Scan the material and copy every line in which "table" appears.

** begin **

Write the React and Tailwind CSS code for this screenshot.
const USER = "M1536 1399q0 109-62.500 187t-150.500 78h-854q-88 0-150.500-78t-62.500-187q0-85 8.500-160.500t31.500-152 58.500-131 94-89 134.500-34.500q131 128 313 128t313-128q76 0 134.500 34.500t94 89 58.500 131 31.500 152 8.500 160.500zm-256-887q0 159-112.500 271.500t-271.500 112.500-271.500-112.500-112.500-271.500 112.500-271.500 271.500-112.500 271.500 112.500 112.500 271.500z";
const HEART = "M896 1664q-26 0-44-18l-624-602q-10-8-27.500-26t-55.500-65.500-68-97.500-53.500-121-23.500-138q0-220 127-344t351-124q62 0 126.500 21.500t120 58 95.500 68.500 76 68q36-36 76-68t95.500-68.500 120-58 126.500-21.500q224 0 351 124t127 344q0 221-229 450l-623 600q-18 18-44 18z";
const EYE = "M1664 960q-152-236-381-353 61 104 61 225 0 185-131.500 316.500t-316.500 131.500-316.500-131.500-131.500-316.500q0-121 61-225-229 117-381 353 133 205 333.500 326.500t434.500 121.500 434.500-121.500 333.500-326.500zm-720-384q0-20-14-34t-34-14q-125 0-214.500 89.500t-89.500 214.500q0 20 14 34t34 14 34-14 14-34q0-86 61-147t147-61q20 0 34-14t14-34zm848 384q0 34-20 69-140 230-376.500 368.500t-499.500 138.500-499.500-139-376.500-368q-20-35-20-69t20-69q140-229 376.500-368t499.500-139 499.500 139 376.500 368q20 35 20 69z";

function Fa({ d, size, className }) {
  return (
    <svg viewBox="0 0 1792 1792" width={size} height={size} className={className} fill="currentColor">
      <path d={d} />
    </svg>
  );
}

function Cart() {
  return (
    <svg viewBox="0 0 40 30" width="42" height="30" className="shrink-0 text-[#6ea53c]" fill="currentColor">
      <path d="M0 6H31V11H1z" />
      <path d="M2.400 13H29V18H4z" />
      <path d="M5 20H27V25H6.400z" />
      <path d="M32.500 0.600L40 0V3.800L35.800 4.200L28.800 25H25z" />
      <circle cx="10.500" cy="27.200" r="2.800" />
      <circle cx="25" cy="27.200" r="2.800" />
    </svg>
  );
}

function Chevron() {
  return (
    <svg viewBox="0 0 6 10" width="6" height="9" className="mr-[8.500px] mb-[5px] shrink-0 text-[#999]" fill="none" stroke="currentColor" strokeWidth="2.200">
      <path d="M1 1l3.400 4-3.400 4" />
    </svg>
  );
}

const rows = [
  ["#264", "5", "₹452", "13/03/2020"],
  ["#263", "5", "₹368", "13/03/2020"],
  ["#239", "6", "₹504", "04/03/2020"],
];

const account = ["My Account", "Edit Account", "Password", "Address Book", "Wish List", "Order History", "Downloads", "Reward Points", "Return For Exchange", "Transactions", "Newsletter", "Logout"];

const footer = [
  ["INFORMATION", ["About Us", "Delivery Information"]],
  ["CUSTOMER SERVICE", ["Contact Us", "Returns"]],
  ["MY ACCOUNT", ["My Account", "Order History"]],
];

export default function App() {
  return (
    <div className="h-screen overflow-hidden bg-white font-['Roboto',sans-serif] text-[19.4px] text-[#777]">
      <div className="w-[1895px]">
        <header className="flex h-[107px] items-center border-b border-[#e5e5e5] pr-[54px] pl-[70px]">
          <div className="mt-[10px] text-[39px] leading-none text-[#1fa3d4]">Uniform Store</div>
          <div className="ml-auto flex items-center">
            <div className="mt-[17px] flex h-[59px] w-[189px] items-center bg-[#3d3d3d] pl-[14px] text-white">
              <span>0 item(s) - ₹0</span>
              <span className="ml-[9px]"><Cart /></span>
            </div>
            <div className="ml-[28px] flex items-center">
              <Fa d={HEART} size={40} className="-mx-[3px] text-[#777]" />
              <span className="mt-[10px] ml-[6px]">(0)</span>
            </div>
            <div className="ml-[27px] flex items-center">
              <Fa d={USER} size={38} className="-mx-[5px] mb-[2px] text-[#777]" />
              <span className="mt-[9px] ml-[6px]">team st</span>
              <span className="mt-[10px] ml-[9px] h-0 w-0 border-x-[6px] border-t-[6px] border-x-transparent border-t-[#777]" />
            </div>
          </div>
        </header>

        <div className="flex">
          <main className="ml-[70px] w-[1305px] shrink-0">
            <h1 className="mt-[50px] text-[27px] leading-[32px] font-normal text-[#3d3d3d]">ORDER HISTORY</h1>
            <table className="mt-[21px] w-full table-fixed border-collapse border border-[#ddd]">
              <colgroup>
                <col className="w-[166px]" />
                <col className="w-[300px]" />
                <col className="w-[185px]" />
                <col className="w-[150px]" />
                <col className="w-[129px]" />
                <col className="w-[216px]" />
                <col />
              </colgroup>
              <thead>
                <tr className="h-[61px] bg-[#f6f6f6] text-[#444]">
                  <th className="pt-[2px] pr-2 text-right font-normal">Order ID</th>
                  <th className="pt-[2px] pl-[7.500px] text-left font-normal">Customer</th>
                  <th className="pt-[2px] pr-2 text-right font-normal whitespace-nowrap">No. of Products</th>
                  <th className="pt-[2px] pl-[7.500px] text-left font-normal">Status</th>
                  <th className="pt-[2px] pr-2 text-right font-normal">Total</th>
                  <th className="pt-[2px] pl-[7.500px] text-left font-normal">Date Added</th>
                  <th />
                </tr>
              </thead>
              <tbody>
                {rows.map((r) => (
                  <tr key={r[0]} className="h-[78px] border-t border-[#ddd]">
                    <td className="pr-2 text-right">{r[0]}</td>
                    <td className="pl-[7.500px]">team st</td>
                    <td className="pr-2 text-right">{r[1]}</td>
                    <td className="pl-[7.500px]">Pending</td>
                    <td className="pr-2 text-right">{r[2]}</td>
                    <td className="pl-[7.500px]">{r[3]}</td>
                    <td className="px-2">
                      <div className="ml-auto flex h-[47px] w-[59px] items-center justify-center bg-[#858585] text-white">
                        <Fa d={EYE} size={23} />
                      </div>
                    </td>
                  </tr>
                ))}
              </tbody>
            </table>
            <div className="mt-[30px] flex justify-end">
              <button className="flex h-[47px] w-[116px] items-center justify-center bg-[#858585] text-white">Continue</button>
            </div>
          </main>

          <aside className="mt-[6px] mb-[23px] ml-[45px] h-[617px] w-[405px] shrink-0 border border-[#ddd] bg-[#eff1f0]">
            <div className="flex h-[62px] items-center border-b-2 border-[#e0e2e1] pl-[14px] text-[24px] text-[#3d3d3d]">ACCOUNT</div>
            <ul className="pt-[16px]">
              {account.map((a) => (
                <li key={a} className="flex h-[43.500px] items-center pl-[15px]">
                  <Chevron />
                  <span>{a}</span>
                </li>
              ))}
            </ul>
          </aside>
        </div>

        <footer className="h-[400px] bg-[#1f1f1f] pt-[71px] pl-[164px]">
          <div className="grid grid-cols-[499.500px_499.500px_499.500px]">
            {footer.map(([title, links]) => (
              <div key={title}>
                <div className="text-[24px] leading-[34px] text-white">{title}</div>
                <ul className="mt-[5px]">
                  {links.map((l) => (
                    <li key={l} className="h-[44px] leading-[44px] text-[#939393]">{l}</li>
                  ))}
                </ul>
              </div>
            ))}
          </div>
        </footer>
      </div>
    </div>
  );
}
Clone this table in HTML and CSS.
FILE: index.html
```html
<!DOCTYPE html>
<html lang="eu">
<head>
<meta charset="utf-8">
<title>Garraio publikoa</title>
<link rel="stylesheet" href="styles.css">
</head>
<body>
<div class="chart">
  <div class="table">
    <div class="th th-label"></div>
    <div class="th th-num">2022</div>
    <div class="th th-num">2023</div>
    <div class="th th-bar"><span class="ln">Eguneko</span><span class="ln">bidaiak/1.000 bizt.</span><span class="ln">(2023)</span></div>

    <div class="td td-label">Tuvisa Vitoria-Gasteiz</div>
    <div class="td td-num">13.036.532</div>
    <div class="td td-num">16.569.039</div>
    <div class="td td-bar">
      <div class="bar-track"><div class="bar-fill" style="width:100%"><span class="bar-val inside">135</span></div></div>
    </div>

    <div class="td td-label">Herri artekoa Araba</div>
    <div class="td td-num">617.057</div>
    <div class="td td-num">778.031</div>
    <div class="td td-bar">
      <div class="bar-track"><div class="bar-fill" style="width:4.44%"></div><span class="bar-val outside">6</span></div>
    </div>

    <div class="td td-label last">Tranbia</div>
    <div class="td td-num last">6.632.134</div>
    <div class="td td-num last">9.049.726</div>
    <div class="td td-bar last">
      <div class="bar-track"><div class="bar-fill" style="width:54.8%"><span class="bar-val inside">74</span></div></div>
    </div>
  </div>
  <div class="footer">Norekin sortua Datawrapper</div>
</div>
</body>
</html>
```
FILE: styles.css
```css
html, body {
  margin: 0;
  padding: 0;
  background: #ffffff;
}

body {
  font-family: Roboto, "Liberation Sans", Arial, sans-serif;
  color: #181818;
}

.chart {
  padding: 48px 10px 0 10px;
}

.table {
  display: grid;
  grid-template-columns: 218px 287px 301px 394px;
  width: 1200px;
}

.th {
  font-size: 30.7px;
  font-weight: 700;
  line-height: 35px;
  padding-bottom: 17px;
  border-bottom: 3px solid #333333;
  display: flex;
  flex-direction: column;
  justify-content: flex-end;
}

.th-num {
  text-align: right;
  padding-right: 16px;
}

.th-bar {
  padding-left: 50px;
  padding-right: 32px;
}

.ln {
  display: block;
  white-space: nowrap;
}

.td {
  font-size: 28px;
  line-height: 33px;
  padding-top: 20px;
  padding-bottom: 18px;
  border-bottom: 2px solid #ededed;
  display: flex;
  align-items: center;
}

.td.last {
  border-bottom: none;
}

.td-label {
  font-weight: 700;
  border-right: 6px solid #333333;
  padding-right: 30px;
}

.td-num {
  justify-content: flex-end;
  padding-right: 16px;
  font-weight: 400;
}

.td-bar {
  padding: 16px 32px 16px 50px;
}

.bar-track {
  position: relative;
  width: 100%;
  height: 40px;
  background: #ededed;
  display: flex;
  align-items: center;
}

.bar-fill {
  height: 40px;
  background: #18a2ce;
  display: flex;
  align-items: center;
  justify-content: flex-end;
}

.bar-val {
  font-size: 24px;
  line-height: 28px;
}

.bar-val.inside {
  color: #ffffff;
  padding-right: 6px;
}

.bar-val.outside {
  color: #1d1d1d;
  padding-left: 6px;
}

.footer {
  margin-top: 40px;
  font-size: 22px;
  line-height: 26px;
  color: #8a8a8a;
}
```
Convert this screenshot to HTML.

** end **

▶ Answer
            <table className="mt-[21px] w-full table-fixed border-collapse border border-[#ddd]">
            </table>
Clone this table in HTML and CSS.
  <div class="table">
.table {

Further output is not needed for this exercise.